If you haven’t tried Uber or Lyft we have a special new customer promotion for you. You can get your first Uber ride for free (up to $15) and you can get $50 in Lyft ride credits (5 separate $10 credits) by signing up and using their apps today. New customers only.
Driving & Parking
We’re not sure where to start with this one. Driving in any city, including Chicago, can be a pain in the butt. Traffic into and out of the city, especially in the rush hour morning and evening, can drive just about anyone crazy. If you have (or want) to drive we recommend downloading either Google Maps or Waze. These two transit apps will ensure that your drive will be as fast as it possibly can be.
Parking is an entirely separate can of worms. So you made it to downtown Chicago and you still are sane? Great, but now you much find where to park. Chicago is not making it easy on your either. We have free parking on the streets, we have paid parking on the streets and we have permit-only parking on the streets – so make sure you are paying attention!
For those of you that are less adventurous and want to be sure you’re in a proper parking spot we have some good news.

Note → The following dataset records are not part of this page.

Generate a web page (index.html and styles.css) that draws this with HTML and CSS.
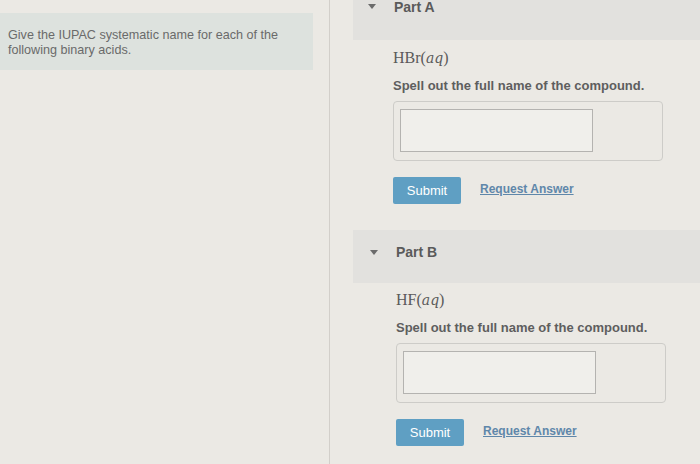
FILE: index.html
```html
<!DOCTYPE html>
<html>
<head>
<meta charset="utf-8">
<link rel="stylesheet" href="styles.css">
</head>
<body>
<div class="page">
  <aside class="left">
    <div class="intro">Give the IUPAC systematic name for each of the following binary acids.</div>
  </aside>
  <main class="right">
    <section class="part part-a">
      <div class="part-head"><span class="tri"></span><span class="part-title">Part A</span></div>
      <div class="part-body">
        <div class="formula">HBr(<i>aq</i>)</div>
        <div class="prompt">Spell out the full name of the compound.</div>
        <div class="answer-box"><div class="input"></div></div>
        <div class="actions"><button class="submit">Submit</button><a class="request">Request Answer</a></div>
      </div>
    </section>
    <section class="part part-b">
      <div class="part-head"><span class="tri"></span><span class="part-title">Part B</span></div>
      <div class="part-body">
        <div class="formula">HF(<i>aq</i>)</div>
        <div class="prompt">Spell out the full name of the compound.</div>
        <div class="answer-box"><div class="input"></div></div>
        <div class="actions"><button class="submit">Submit</button><a class="request">Request Answer</a></div>
      </div>
    </section>
  </main>
</div>
</body>
</html>
```
FILE: styles.css
```css
html, body {
  margin: 0;
  padding: 0;
  background: #ebe9e4;
  font-family: "Liberation Sans", Arial, sans-serif;
}
.page {
  display: flex;
  width: 700px;
  height: 464px;
  overflow: hidden;
}
.left {
  width: 330px;
  flex: none;
  border-right: 1px solid #d2cfca;
  padding-top: 13px;
  box-sizing: border-box;
}
.intro {
  width: 313px;
  height: 57px;
  box-sizing: border-box;
  background: #dde2de;
  padding: 15px 8px 0;
  font-size: 12.6px;
  line-height: 15px;
  color: #6a6a6a;
}
.right {
  flex: 1;
  padding-left: 23px;
}
.part-head {
  display: flex;
  align-items: flex-start;
  background: #e2e1de;
  padding-left: 15px;
}
.part-a .part-head {
  height: 40px;
}
.part-a .part-head .tri { margin-top: 4px; }
.part-a .part-title { margin-top: -1px; }
.part-b { margin-top: 26px; }
.part-b .part-head { height: 53px; padding-left: 17px; }
.part-b .part-head .tri { margin-top: 20px; }
.part-b .part-title { margin-top: 14px; }
.tri {
  width: 0;
  height: 0;
  border-left: 4px solid transparent;
  border-right: 4px solid transparent;
  border-top: 5px solid #6b6b6b;
}
.part-title {
  margin-left: 18px;
  font-size: 14px;
  line-height: 16px;
  font-weight: bold;
  color: #5a5a5a;
}
.part-body {
  padding-left: 40px;
  padding-top: 9px;
}
.part-b .part-body { padding-left: 43px; padding-top: 8px; }
.formula {
  font-family: "Liberation Serif", "Times New Roman", serif;
  font-size: 16px;
  line-height: 18px;
  color: #5a5a5a;
}
.formula i { font-family: "DejaVu Serif", serif; font-size: 14px; }
.prompt {
  margin-top: 11px;
  font-size: 13px;
  line-height: 16px;
  font-weight: bold;
  color: #5e5e5e;
}
.answer-box {
  margin-top: 7px;
  width: 270px;
  height: 60px;
  box-sizing: border-box;
  border: 1px solid #cdccc8;
  border-radius: 4px;
  padding: 7px 6px;
}
.input {
  width: 193px;
  height: 43px;
  box-sizing: border-box;
  border: 1.5px solid #b4b3b0;
  background: #f0efeb;
}
.actions {
  margin-top: 16px;
  display: flex;
  align-items: center;
}
.submit {
  width: 68px;
  height: 27px;
  border: none;
  border-radius: 2px;
  background: #5f9fc3;
  color: #fff;
  font-family: "Liberation Sans", Arial, sans-serif;
  font-size: 13px;
  padding: 0;
}
.request {
  margin-left: 19px;
  margin-top: -4px;
  font-size: 12px;
  font-weight: bold;
  color: #5f87aa;
  text-decoration: underline;
}
```
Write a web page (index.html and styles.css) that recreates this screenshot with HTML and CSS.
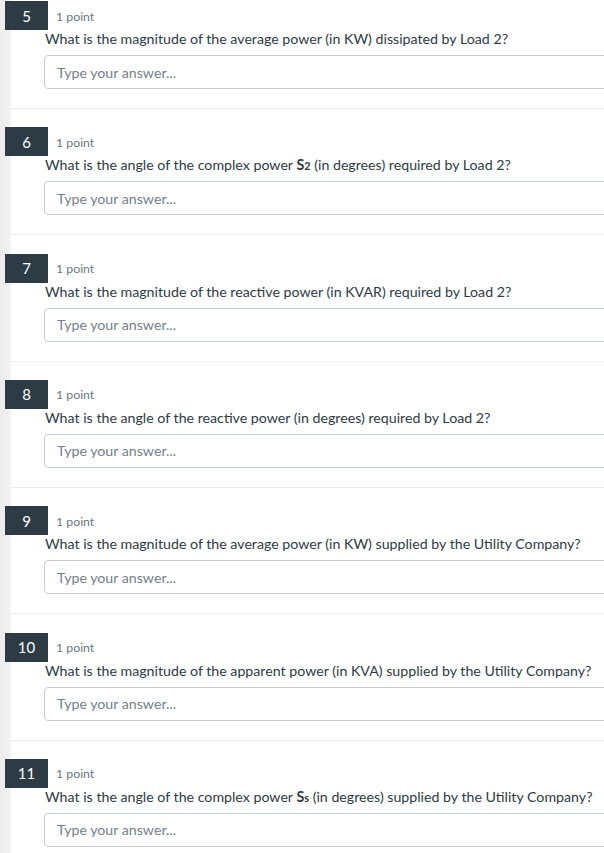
FILE: index.html
```html
<!DOCTYPE html>
<html lang="en">
<head>
<meta charset="utf-8">
<title>Quiz</title>
<link rel="stylesheet" href="styles.css">
</head>
<body>
<div class="quiz">
  <div class="question">
    <div class="q-head"><span class="q-num">5</span><span class="q-points">1 point</span></div>
    <div class="q-body">
      <p class="q-text">What is the magnitude of the average power (in KW) dissipated by Load 2?</p>
      <input class="q-input" type="text" placeholder="Type your answer...">
    </div>
  </div>
  <div class="question">
    <div class="q-head"><span class="q-num">6</span><span class="q-points">1 point</span></div>
    <div class="q-body">
      <p class="q-text">What is the angle of the complex power <b class="sym">S<span class="sub">2</span></b> (in degrees) required by Load 2?</p>
      <input class="q-input" type="text" placeholder="Type your answer...">
    </div>
  </div>
  <div class="question">
    <div class="q-head"><span class="q-num">7</span><span class="q-points">1 point</span></div>
    <div class="q-body">
      <p class="q-text">What is the magnitude of the reactive power (in KVAR) required by Load 2?</p>
      <input class="q-input" type="text" placeholder="Type your answer...">
    </div>
  </div>
  <div class="question">
    <div class="q-head"><span class="q-num">8</span><span class="q-points">1 point</span></div>
    <div class="q-body">
      <p class="q-text">What is the angle of the reactive power (in degrees) required by Load 2?</p>
      <input class="q-input" type="text" placeholder="Type your answer...">
    </div>
  </div>
  <div class="question">
    <div class="q-head"><span class="q-num">9</span><span class="q-points">1 point</span></div>
    <div class="q-body">
      <p class="q-text">What is the magnitude of the average power (in KW) supplied by the Utility Company?</p>
      <input class="q-input" type="text" placeholder="Type your answer...">
    </div>
  </div>
  <div class="question">
    <div class="q-head"><span class="q-num">10</span><span class="q-points">1 point</span></div>
    <div class="q-body">
      <p class="q-text">What is the magnitude of the apparent power (in KVA) supplied by the Utility Company?</p>
      <input class="q-input" type="text" placeholder="Type your answer...">
    </div>
  </div>
  <div class="question">
    <div class="q-head"><span class="q-num">11</span><span class="q-points">1 point</span></div>
    <div class="q-body">
      <p class="q-text">What is the angle of the complex power <b class="sym">S<span class="sub">s</span></b> (in degrees) supplied by the Utility Company?</p>
      <input class="q-input" type="text" placeholder="Type your answer...">
    </div>
  </div>
</div>
</body>
</html>
```
FILE: styles.css
```css
html, body {
  margin: 0;
  padding: 0;
  height: 100%;
  overflow: hidden;
}
body {
  background: #fff linear-gradient(to right, #ebebeb, #f3f3f3) no-repeat 0 0 / 11px 100%;
  font-family: Lato, "Liberation Sans", sans-serif;
  color: #2d3b45;
}
.quiz {
  padding: 1px 0 0 5px;
  overflow: hidden;
}
.question {
  padding-bottom: 19px;
  border-bottom: 1px solid #eeeeee;
}
.question + .question {
  margin-top: 18.33px;
}
.q-head {
  display: flex;
  align-items: center;
  height: 29px;
}
.q-num {
  width: 43px;
  height: 29px;
  background: #2d3b45;
  color: #fff;
  font-size: 15px;
  display: flex;
  align-items: center;
  justify-content: center;
}
.q-points {
  margin-left: 8px;
  font-size: 12.3px;
  color: #6b7780;
  padding-top: 1px;
}
.q-body {
  padding-left: 39px;
}
.q-text {
  margin: 0;
  font-size: 14.2px;
  line-height: 18px;
  padding-left: 1px;
  white-space: nowrap;
}
.sym {
  font-weight: 700;
}
.sub {
  font-size: 11px;
  line-height: 0;
}
.q-input {
  display: block;
  box-sizing: border-box;
  margin-top: 7px;
  width: 600px;
  height: 34px;
  border: 1px solid #c7cdd1;
  border-radius: 4px;
  padding: 0 12px;
  font-family: Lato, "Liberation Sans", sans-serif;
  font-size: 14.2px;
  color: #2d3b45;
  background: #fff;
  outline: none;
}
.q-input::placeholder {
  color: #73818c;
  opacity: 1;
}
```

Once again technology comes to the rescue with a couple of apps helping you find the closest and cheapest parking available in the city.
- Parking Panda will help you locate a parking spot by providing an address, city, neighborhood or zip code. They bill themselves as the #1 Parking App.
- SpotHero operates in the same fashion priding itself on how quickly you can find, secure and pay for parking on their app.
Chicago by Boat
That’s right, boats. Chicago Water Taxi operates between a few popular locations along the famous Chicago River in the heart of downtown Chicago. Chicago Water Taxi Day Passes ($8 on weekdays, $10 on weekend), 10 ride passes ($17.50 weekday, $30 weekend) and a monthly pass for $60.